颈联即景抒情,既悲且壮。谪贬赴任,“其后家亦谴逐,小女道死,殡之层峰驿旁山下”,可谓悲极。前瞻茫茫,雪拥蓝关,马也踟蹰起来。“马不前”抑或“人不前”呢?李白在天宝三年(744)因玄宗疏远而上疏求去,曾作《行路难》述志,其中就有“欲渡黄河冰塞川,将登太行雪满山”一联,亦写仕途险恶,不过,韩愈比之李白,境遇更为惨烈。韩愈仿此联所作,有异曲同工之妙。本联借“秦岭”、“蓝关”之自然景色表述了自己的愁苦悲戚心绪,同时也蕴含为上表付出的惨痛代价。这两句,一顾一瞻,顾者为长安,因云横秦岭,长安已不可见,“龙颜”难以再睹;瞻者乃潮州,奈何为蓝关大雪所阻,前程曲折坎坷,不敢多想,“马”固不能“前”,“人”却能“前”乎?英雄失路,于此可知矣!
尾联很有“虽九死而不悔”的态度,也含有蹇叔哭师的悲切,抒英雄之志,表骨肉之情,悲痛凄楚,溢于言表。
全诗容叙事、写景、抒情为一炉,诗味浓郁,感情真切,对比鲜明,是韩诗七律中的精品。
写作背景
元和十四年 (819年)正月,唐宪宗命宦官从凤翔府法门寺真身塔中将所谓的释迦文佛的一节指骨迎入宫廷供奉,并送往各寺庙,要官民敬香礼拜。时任刑部侍郎的韩愈看到这种信佛行为,便写了一篇《谏迎佛骨表》。劝谏阻止唐宪宗,指出信佛对国家无益,而且自东汉以来信佛的皇帝都短命,结果触怒了唐宪宗,韩愈几乎被处死。经裴度等人说情,最后韩愈被贬为潮州刺史,责求即日上道。韩愈大半生仕宦蹉跎,五十岁才因参与平淮而擢升刑部侍郎。两年后又遭此难,情绪十分低落,满心委曲、愤慨、悲伤。潮州州治潮阳在广东东部,距离当时的京师长安有千里之遥。韩愈只身一人,仓促上路,走到蓝田关口时,他的妻儿还没有跟上来,只有他的侄孙子跟了上来,所以他写下这首诗。韩愈的名诗 篇3
韩愈《调张籍》原文
李杜文章在,光焰万丈长。
不知群儿愚,那用故谤伤。
蚍蜉撼大树,可笑不自量!
伊我生其后,举颈遥相望。
夜梦多见之,昼思反微茫。
徒观斧凿痕,不瞩治水航。
想当施手时,巨刃磨天扬。
垠崖划崩豁,乾坤摆雷硠。
唯此两夫子,家居率荒凉。
帝欲长吟哦,故遣起且僵。
翦翎送笼中,使看百鸟翔。
平生千万篇,金薤垂琳琅。
仙官敕六丁,雷电下取将。
流落人间者,太山一毫芒。
我愿生两翅,捕逐出八荒。
精诚忽交通,百怪入我肠。
刺手拔鲸牙,举瓢酌天浆。
腾身跨汗漫,不著织女襄。
顾语地上友,经营无太忙。
乞君飞霞佩,与我高颉颃。
全文赏析
李白和杜甫的诗歌成就,在盛行王、孟和元、白诗风的中唐时期,往往不被重视,甚至还受到一些人的贬损。韩愈在这首诗中,热情地赞美李白和杜甫的诗文,表现出高度倾慕之情。在对李、杜诗歌的评价问题上,韩愈要比同时的人高明许多。

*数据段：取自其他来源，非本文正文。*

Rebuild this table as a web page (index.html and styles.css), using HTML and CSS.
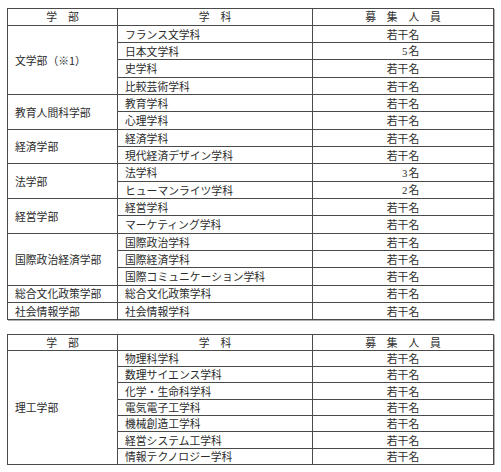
FILE: index.html
```html
<!DOCTYPE html>
<html lang="ja">
<head>
<meta charset="utf-8">
<title>募集人員</title>
<link rel="stylesheet" href="styles.css">
</head>
<body>
<div class="page">
<table class="quota first">
  <colgroup><col class="c1"><col class="c2"><col class="c3"></colgroup>
  <thead>
    <tr><th>学　部</th><th>学　科</th><th>募　集　人　員</th></tr>
  </thead>
  <tbody>
    <tr><td class="fac" rowspan="4">文学部（※1）</td><td>フランス文学科</td><td class="n">若干名</td></tr>
    <tr><td>日本文学科</td><td class="n"><span class="num">5名</span></td></tr>
    <tr><td>史学科</td><td class="n">若干名</td></tr>
    <tr><td>比較芸術学科</td><td class="n">若干名</td></tr>
    <tr><td class="fac" rowspan="2">教育人間科学部</td><td>教育学科</td><td class="n">若干名</td></tr>
    <tr><td>心理学科</td><td class="n">若干名</td></tr>
    <tr><td class="fac" rowspan="2">経済学部</td><td>経済学科</td><td class="n">若干名</td></tr>
    <tr><td>現代経済デザイン学科</td><td class="n">若干名</td></tr>
    <tr><td class="fac" rowspan="2">法学部</td><td>法学科</td><td class="n"><span class="num">3名</span></td></tr>
    <tr><td>ヒューマンライツ学科</td><td class="n"><span class="num">2名</span></td></tr>
    <tr><td class="fac" rowspan="2">経営学部</td><td>経営学科</td><td class="n">若干名</td></tr>
    <tr><td>マーケティング学科</td><td class="n">若干名</td></tr>
    <tr><td class="fac" rowspan="3">国際政治経済学部</td><td>国際政治学科</td><td class="n">若干名</td></tr>
    <tr><td>国際経済学科</td><td class="n">若干名</td></tr>
    <tr><td>国際コミュニケーション学科</td><td class="n">若干名</td></tr>
    <tr><td class="fac">総合文化政策学部</td><td>総合文化政策学科</td><td class="n">若干名</td></tr>
    <tr><td class="fac">社会情報学部</td><td>社会情報学科</td><td class="n">若干名</td></tr>
  </tbody>
</table>

<table class="quota second">
  <colgroup><col class="c1"><col class="c2"><col class="c3"></colgroup>
  <thead>
    <tr><th>学　部</th><th>学　科</th><th>募　集　人　員</th></tr>
  </thead>
  <tbody>
    <tr><td class="fac" rowspan="7">理工学部</td><td>物理科学科</td><td class="n">若干名</td></tr>
    <tr><td>数理サイエンス学科</td><td class="n">若干名</td></tr>
    <tr><td>化学・生命科学科</td><td class="n">若干名</td></tr>
    <tr><td>電気電子工学科</td><td class="n">若干名</td></tr>
    <tr><td>機械創造工学科</td><td class="n">若干名</td></tr>
    <tr><td>経営システム工学科</td><td class="n">若干名</td></tr>
    <tr><td>情報テクノロジー学科</td><td class="n">若干名</td></tr>
  </tbody>
</table>
</div>
</body>
</html>
```

FILE: styles.css
```css
html, body {
  margin: 0;
  padding: 0;
  background: #ffffff;
}

.page {
  padding: 7.5px 0 0 7px;
  font-family: "Noto Sans CJK JP", "Liberation Serif", sans-serif;
  font-size: 10.8px;
  color: #2b2b2b;
}

.quota {
  border-collapse: collapse;
  table-layout: fixed;
  width: 486px;
  border: 1px solid #6a6a6a;
  box-shadow: 1px 1px 0 #b0b0b0;
}

.quota .c1 { width: 110px; }
.quota .c2 { width: 195px; }
.quota .c3 { width: 181px; }

.quota th,
.quota td {
  border: 1px solid #4a4a4a;
  padding: 0 0 0 7px;
  line-height: 1;
  font-weight: normal;
  white-space: nowrap;
  vertical-align: middle;
  text-align: left;
}

.quota th {
  text-align: center;
  padding: 0;
}

.first tr { height: 17.33px; }
.first thead tr { height: 17.3px; }

.second { margin-top: 13.5px; }
.second thead tr { height: 16px; }
.second tbody tr { height: 16.3px; }

.quota td.n {
  text-align: center;
  padding: 0;
}

.num {
  display: inline-block;
  width: 3em;
  text-align: right;
  font-family: "Liberation Serif", "Noto Sans CJK JP", serif;
}

.num::first-letter {
  letter-spacing: 1px;
}
```
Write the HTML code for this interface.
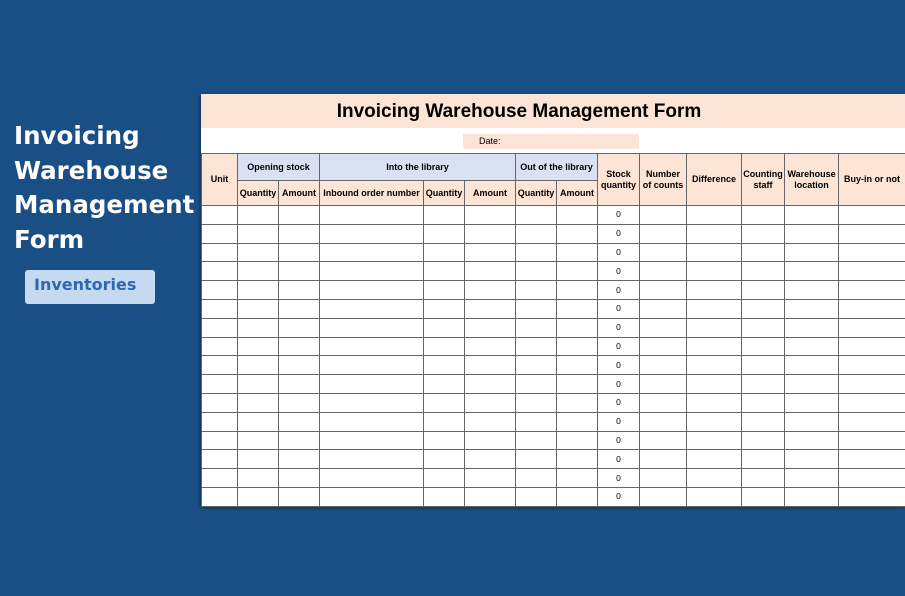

此诗可分为三段。前六句为第一段。作者对李、杜诗文作出了极高的评价,并讥斥“群儿”抵毁前辈是多么无知可笑。“李杜文章在,光焰万丈长”二句,已成为对这两位伟大诗人的千古定评了。中间二十二句为第二段。力写对李、杜的钦仰,赞美他们诗歌的高度成就。其中“伊我”十句,作者感叹生于李、杜之后,只好在梦中瞻仰他们的风采。特别是读到李、杜天才横溢的诗篇时,便不禁追想起他们兴酣落笔的情景。“惟此”六句,感慨李、杜生前不遇。天帝要使诗人永不停止歌唱,便故意给予他们升沉不定的命运。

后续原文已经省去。